Risk factors for developing mental health problems were identified by the UK Youth report as including: “living in poverty, experiencing trauma, and facing racism, sexism and other forms of discrimination”. Protective factors identified were named as: “youth work and outdoor learning”.

A further point made in the UK Youth report is that: “developments in the way we use social media have created new risks and opportunities around young people’s mental health.” It was acknowledged that “It can also be easy for young people to access harmful or misleading information about topics including self-harm and eating disorders”. Concerns were also expressed about the effects of “global events, including the climate crisis, political instability and conflict” on mental health and wellbeing.

It is worth noting that the young people who participated in the YMCA study, talked about the effects on them of social media: “Young Black people also shared that the instances of police brutality circulated on social media and the heightened awareness of racism in 2020 resulted in them feeling drained and anxious”; “Increased social media circulation of the brutality faced by Black people across the world, they find they are mentally drained and experience heightened emotions such as paranoia, and anxiety”

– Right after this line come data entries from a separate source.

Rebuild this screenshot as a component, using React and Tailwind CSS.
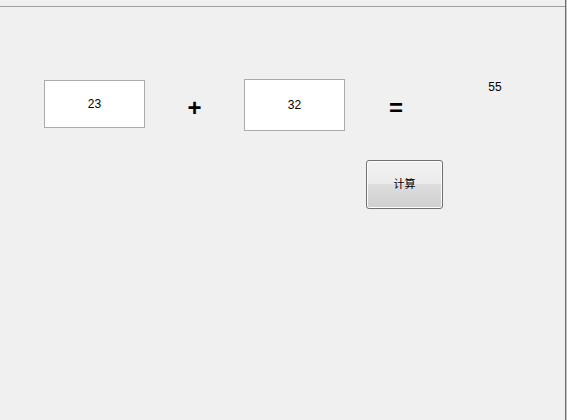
import { useState } from "react";

function NumberBox({ value, onChange, className }) {
  return (
    <input
      value={value}
      onChange={(e) => onChange(e.target.value)}
      className={`border border-[#ababab] bg-white text-center text-[12px] text-black outline-none ${className}`}
    />
  );
}

function App() {
  const [a, setA] = useState("23");
  const [b, setB] = useState("32");
  const [result, setResult] = useState("55");

  const calc = () => {
    const sum = Number(a) + Number(b);
    setResult(Number.isNaN(sum) ? "" : String(sum));
  };

  return (
    <div className="flex h-[420px] w-[567px] overflow-hidden bg-[#f0f0f0] font-['Liberation_Sans','Noto_Sans_CJK_SC',sans-serif] text-black">
      <div className="flex w-[565px] flex-col">
        <div className="h-[6px]" />
        <div className="h-px bg-[#a0a0a0]" />

        {/* operands row */}
        <div className="flex items-start pt-[72px]">
          <NumberBox value={a} onChange={setA} className="ml-[44px] mt-[1px] h-[48px] w-[101px]" />
          <div className="flex h-[52px] w-[99px] items-center justify-center pt-[6px] text-[24px] font-bold leading-none">
            +
          </div>
          <NumberBox value={b} onChange={setB} className="h-[52px] w-[101px]" />
          <div className="flex h-[52px] w-[102px] items-center justify-center pt-[6px] text-[24px] font-bold leading-none">
            =
          </div>
          <div className="mt-[1px] w-[96px] text-center text-[12px] leading-[14px]">{result}</div>
        </div>

        <div className="pl-[366px] pt-[29px]">
          <button
            onClick={calc}
            className="flex h-[49px] w-[77px] items-center justify-center rounded-[3px] border border-[#707070] bg-[linear-gradient(to_bottom,#f2f2f2_0%,#ebebeb_50%,#dddddd_50%,#cfcfcf_100%)] text-[11px] shadow-[inset_0_0_0_1px_#fcfcfc]"
          >
            计算
          </button>
        </div>
      </div>
      <div className="w-px bg-[#6e6e6e]" />
      <div className="w-px bg-[#c4c4c4]" />
    </div>
  );
}

export default App;
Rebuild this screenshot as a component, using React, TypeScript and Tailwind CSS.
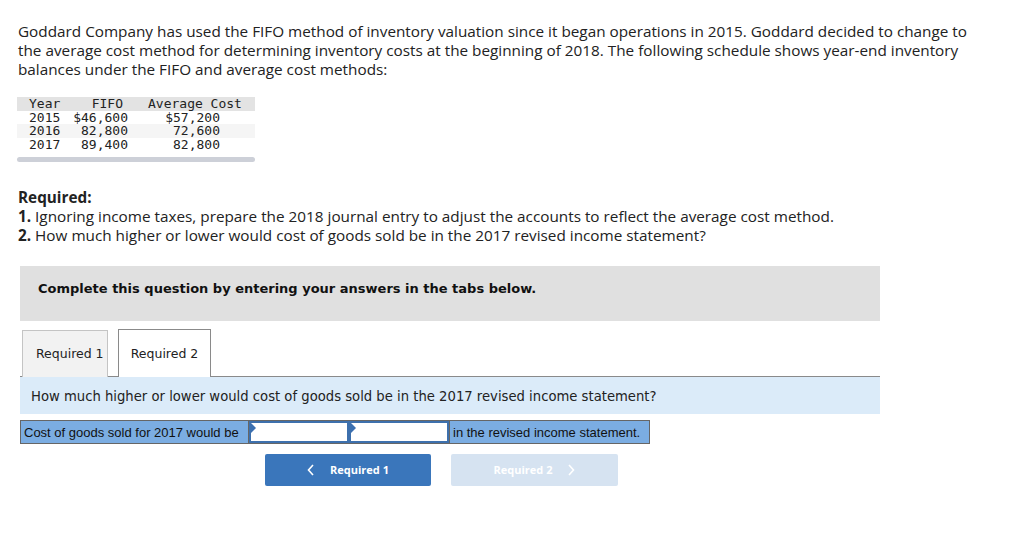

It is not at all surprising that instances of police brutality circulating on social media and heightened awareness of racism in 2020 had an effect on their mental state.  It is very likely that it would also have influenced their perception of their own lives and experiences, heightening fears of racism and making racism more salient. It may have influenced their responses to the YMCA study and in the focus groups.  It is a shame there was no baseline study prior to 2020 with which to compare these results.